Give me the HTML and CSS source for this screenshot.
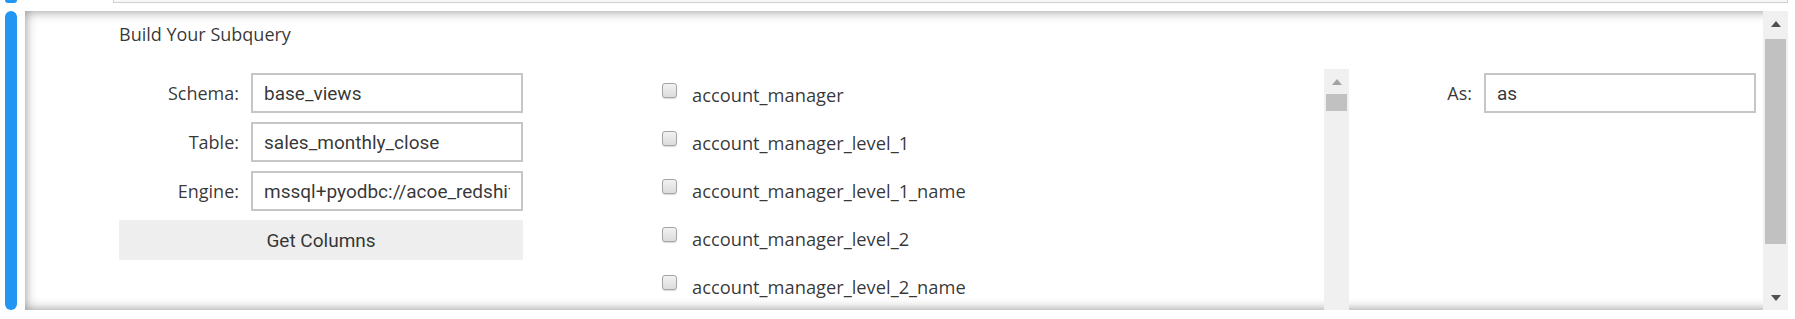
FILE: index.html
```html
<!DOCTYPE html>
<html lang="en">
<head>
    <meta charset="UTF-8">
    <title>Build Your Subquery</title>
    <link rel="stylesheet" href="styles.css">
</head>
<body>
    <div class="prev-cell">
        <div class="prev-bar"></div>
        <div class="prev-input"></div>
    </div>

    <div class="cell">
        <div class="cell-bar"></div>
        <div class="output-scroll">
            <div class="output-body">
                <div class="title">Build Your Subquery</div>
                <div class="builder">
                    <div class="source">
                        <div class="field">
                            <label class="field-label">Schema:</label>
                            <input type="text" class="field-input" value="base_views">
                        </div>
                        <div class="field">
                            <label class="field-label">Table:</label>
                            <input type="text" class="field-input" value="sales_monthly_close">
                        </div>
                        <div class="field">
                            <label class="field-label">Engine:</label>
                            <input type="text" class="field-input" value="mssql+pyodbc://acoe_redshift">
                        </div>
                        <button class="get-columns">Get Columns</button>
                    </div>

                    <div class="columns">
                        <div class="column-list">
                            <label class="column-item"><input type="checkbox" class="column-check"><span>account_manager</span></label>
                            <label class="column-item"><input type="checkbox" class="column-check"><span>account_manager_level_1</span></label>
                            <label class="column-item"><input type="checkbox" class="column-check"><span>account_manager_level_1_name</span></label>
                            <label class="column-item"><input type="checkbox" class="column-check"><span>account_manager_level_2</span></label>
                            <label class="column-item"><input type="checkbox" class="column-check"><span>account_manager_level_2_name</span></label>
                        </div>
                        <div class="scrollbar">
                            <div class="scroll-btn"><span class="arrow-up arrow-dim"></span></div>
                            <div class="scroll-thumb thumb-small"></div>
                        </div>
                    </div>

                    <div class="alias">
                        <label class="field-label alias-label">As:</label>
                        <input type="text" class="field-input" value="as">
                    </div>
                </div>
            </div>

            <div class="scrollbar">
                <div class="scroll-btn"><span class="arrow-up"></span></div>
                <div class="scroll-thumb thumb-page"></div>
                <div class="scroll-space"></div>
                <div class="scroll-btn"><span class="arrow-down"></span></div>
            </div>
        </div>
    </div>
</body>
</html>
```

FILE: styles.css
```css
body {
    margin: 0;
    width: 1795px;
    height: 319px;
    overflow: hidden;
    background: #fff;
    font-family: "Open Sans", sans-serif;
    color: rgba(0, 0, 0, 0.8);
}
.prev-cell {
    display: flex;
    height: 3px;
}
.prev-bar {
    margin-left: 5px;
    width: 12px;
    background: #2196f3;
    border-radius: 0 0 3px 3px;
}
.prev-input {
    margin-left: 96px;
    width: 1675px;
    box-sizing: border-box;
    background: #f7f7f7;
    border: 1px solid #d0d0d0;
    border-top: none;
}
.cell {
    display: flex;
    margin-top: 8px;
    height: 299px;
}
.cell-bar {
    margin-left: 5px;
    width: 12px;
    background: #2196f3;
    border-radius: 6px;
}
.output-scroll {
    margin-left: 8px;
    width: 1763px;
    display: flex;
    overflow: hidden;
    box-shadow: inset 0 0 12px rgba(0, 0, 0, 0.45);
}
.output-body {
    flex: 1;
    min-width: 0;
    padding: 9px 7px 0 94px;
}
.title {
    font-size: 18px;
    line-height: 28px;
}
.builder {
    display: flex;
    align-items: flex-start;
    margin-top: 21px;
}
.source {
    width: 404px;
    display: flex;
    flex-direction: column;
    gap: 9px;
    padding-top: 4px;
}
.field {
    display: flex;
    align-items: center;
    height: 40px;
}
.field-label {
    width: 120px;
    margin-right: 12px;
    text-align: right;
    font-size: 18px;
}
.field-input {
    width: 272px;
    height: 40px;
    box-sizing: border-box;
    margin: 0;
    padding: 0 11px;
    border: 2px solid #c6c6c6;
    font-family: Roboto, sans-serif;
    font-size: 19px;
    color: rgba(0, 0, 0, 0.8);
    outline: none;
}
.get-columns {
    height: 40px;
    border: none;
    border-radius: 2px;
    background: #eeeeee;
    font-family: Roboto, sans-serif;
    font-size: 19px;
    color: rgba(0, 0, 0, 0.8);
}
.columns {
    margin-left: 127px;
    width: 699px;
    height: 260px;
    display: flex;
}
.column-list {
    flex: 1;
    display: flex;
    flex-direction: column;
    gap: 6px;
}
.column-item {
    height: 42px;
    box-sizing: border-box;
    display: flex;
    align-items: center;
    padding: 9px 0 0 12px;
    font-size: 18.3px;
}
.column-check {
    appearance: none;
    margin: 0 15px 8px 0;
    width: 15px;
    height: 15px;
    box-sizing: border-box;
    border: 1px solid #a3a3a3;
    border-radius: 3px;
    background: linear-gradient(#f2f2f2, #dcdcdc);
    box-shadow: 0 1px 1px rgba(0, 0, 0, 0.15);
}
.alias {
    flex: 1;
    display: flex;
    justify-content: flex-end;
    align-items: center;
    padding-top: 4px;
}
.alias-label {
    width: auto;
}
.scrollbar {
    width: 25px;
    flex-shrink: 0;
    background: #f0f0f0;
    display: flex;
    flex-direction: column;
    align-items: center;
}
.scroll-btn {
    width: 100%;
    height: 25px;
    display: flex;
    align-items: center;
    justify-content: center;
}
.arrow-up {
    border-left: 5.5px solid transparent;
    border-right: 5.5px solid transparent;
    border-bottom: 6px solid #505050;
}
.arrow-down {
    border-left: 5.5px solid transparent;
    border-right: 5.5px solid transparent;
    border-top: 6px solid #505050;
}
.arrow-dim {
    border-bottom-color: #a3a3a3;
}
.scroll-thumb {
    width: 21px;
    background: #c1c1c1;
}
.thumb-small {
    height: 17px;
}
.thumb-page {
    margin-top: 3px;
    height: 205px;
}
.scroll-space {
    flex: 1;
}
```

:: Task goal ::
Repeat the data above exactly, but not the pictures.

:: The solution ::
Give me the HTML and CSS source for this screenshot.
FILE: index.html
```html
<!DOCTYPE html>
<html lang="en">
<head>
    <meta charset="UTF-8">
    <title>Build Your Subquery</title>
    <link rel="stylesheet" href="styles.css">
</head>
<body>
    <div class="prev-cell">
        <div class="prev-bar"></div>
        <div class="prev-input"></div>
    </div>

    <div class="cell">
        <div class="cell-bar"></div>
        <div class="output-scroll">
            <div class="output-body">
                <div class="title">Build Your Subquery</div>
                <div class="builder">
                    <div class="source">
                        <div class="field">
                            <label class="field-label">Schema:</label>
                            <input type="text" class="field-input" value="base_views">
                        </div>
                        <div class="field">
                            <label class="field-label">Table:</label>
                            <input type="text" class="field-input" value="sales_monthly_close">
                        </div>
                        <div class="field">
                            <label class="field-label">Engine:</label>
                            <input type="text" class="field-input" value="mssql+pyodbc://acoe_redshift">
                        </div>
                        <button class="get-columns">Get Columns</button>
                    </div>

                    <div class="columns">
                        <div class="column-list">
                            <label class="column-item"><input type="checkbox" class="column-check"><span>account_manager</span></label>
                            <label class="column-item"><input type="checkbox" class="column-check"><span>account_manager_level_1</span></label>
                            <label class="column-item"><input type="checkbox" class="column-check"><span>account_manager_level_1_name</span></label>
                            <label class="column-item"><input type="checkbox" class="column-check"><span>account_manager_level_2</span></label>
                            <label class="column-item"><input type="checkbox" class="column-check"><span>account_manager_level_2_name</span></label>
                        </div>
                        <div class="scrollbar">
                            <div class="scroll-btn"><span class="arrow-up arrow-dim"></span></div>
                            <div class="scroll-thumb thumb-small"></div>
                        </div>
                    </div>

                    <div class="alias">
                        <label class="field-label alias-label">As:</label>
                        <input type="text" class="field-input" value="as">
                    </div>
                </div>
            </div>

            <div class="scrollbar">
                <div class="scroll-btn"><span class="arrow-up"></span></div>
                <div class="scroll-thumb thumb-page"></div>
                <div class="scroll-space"></div>
                <div class="scroll-btn"><span class="arrow-down"></span></div>
            </div>
        </div>
    </div>
</body>
</html>
```

FILE: styles.css
```css
body {
    margin: 0;
    width: 1795px;
    height: 319px;
    overflow: hidden;
    background: #fff;
    font-family: "Open Sans", sans-serif;
    color: rgba(0, 0, 0, 0.8);
}
.prev-cell {
    display: flex;
    height: 3px;
}
.prev-bar {
    margin-left: 5px;
    width: 12px;
    background: #2196f3;
    border-radius: 0 0 3px 3px;
}
.prev-input {
    margin-left: 96px;
    width: 1675px;
    box-sizing: border-box;
    background: #f7f7f7;
    border: 1px solid #d0d0d0;
    border-top: none;
}
.cell {
    display: flex;
    margin-top: 8px;
    height: 299px;
}
.cell-bar {
    margin-left: 5px;
    width: 12px;
    background: #2196f3;
    border-radius: 6px;
}
.output-scroll {
    margin-left: 8px;
    width: 1763px;
    display: flex;
    overflow: hidden;
    box-shadow: inset 0 0 12px rgba(0, 0, 0, 0.45);
}
.output-body {
    flex: 1;
    min-width: 0;
    padding: 9px 7px 0 94px;
}
.title {
    font-size: 18px;
    line-height: 28px;
}
.builder {
    display: flex;
    align-items: flex-start;
    margin-top: 21px;
}
.source {
    width: 404px;
    display: flex;
    flex-direction: column;
    gap: 9px;
    padding-top: 4px;
}
.field {
    display: flex;
    align-items: center;
    height: 40px;
}
.field-label {
    width: 120px;
    margin-right: 12px;
    text-align: right;
    font-size: 18px;
}
.field-input {
    width: 272px;
    height: 40px;
    box-sizing: border-box;
    margin: 0;
    padding: 0 11px;
    border: 2px solid #c6c6c6;
    font-family: Roboto, sans-serif;
    font-size: 19px;
    color: rgba(0, 0, 0, 0.8);
    outline: none;
}
.get-columns {
    height: 40px;
    border: none;
    border-radius: 2px;
    background: #eeeeee;
    font-family: Roboto, sans-serif;
    font-size: 19px;
    color: rgba(0, 0, 0, 0.8);
}
.columns {
    margin-left: 127px;
    width: 699px;
    height: 260px;
    display: flex;
}
.column-list {
    flex: 1;
    display: flex;
    flex-direction: column;
    gap: 6px;
}
.column-item {
    height: 42px;
    box-sizing: border-box;
    display: flex;
    align-items: center;
    padding: 9px 0 0 12px;
    font-size: 18.3px;
}
.column-check {
    appearance: none;
    margin: 0 15px 8px 0;
    width: 15px;
    height: 15px;
    box-sizing: border-box;
    border: 1px solid #a3a3a3;
    border-radius: 3px;
    background: linear-gradient(#f2f2f2, #dcdcdc);
    box-shadow: 0 1px 1px rgba(0, 0, 0, 0.15);
}
.alias {
    flex: 1;
    display: flex;
    justify-content: flex-end;
    align-items: center;
    padding-top: 4px;
}
.alias-label {
    width: auto;
}
.scrollbar {
    width: 25px;
    flex-shrink: 0;
    background: #f0f0f0;
    display: flex;
    flex-direction: column;
    align-items: center;
}
.scroll-btn {
    width: 100%;
    height: 25px;
    display: flex;
    align-items: center;
    justify-content: center;
}
.arrow-up {
    border-left: 5.5px solid transparent;
    border-right: 5.5px solid transparent;
    border-bottom: 6px solid #505050;
}
.arrow-down {
    border-left: 5.5px solid transparent;
    border-right: 5.5px solid transparent;
    border-top: 6px solid #505050;
}
.arrow-dim {
    border-bottom-color: #a3a3a3;
}
.scroll-thumb {
    width: 21px;
    background: #c1c1c1;
}
.thumb-small {
    height: 17px;
}
.thumb-page {
    margin-top: 3px;
    height: 205px;
}
.scroll-space {
    flex: 1;
}
```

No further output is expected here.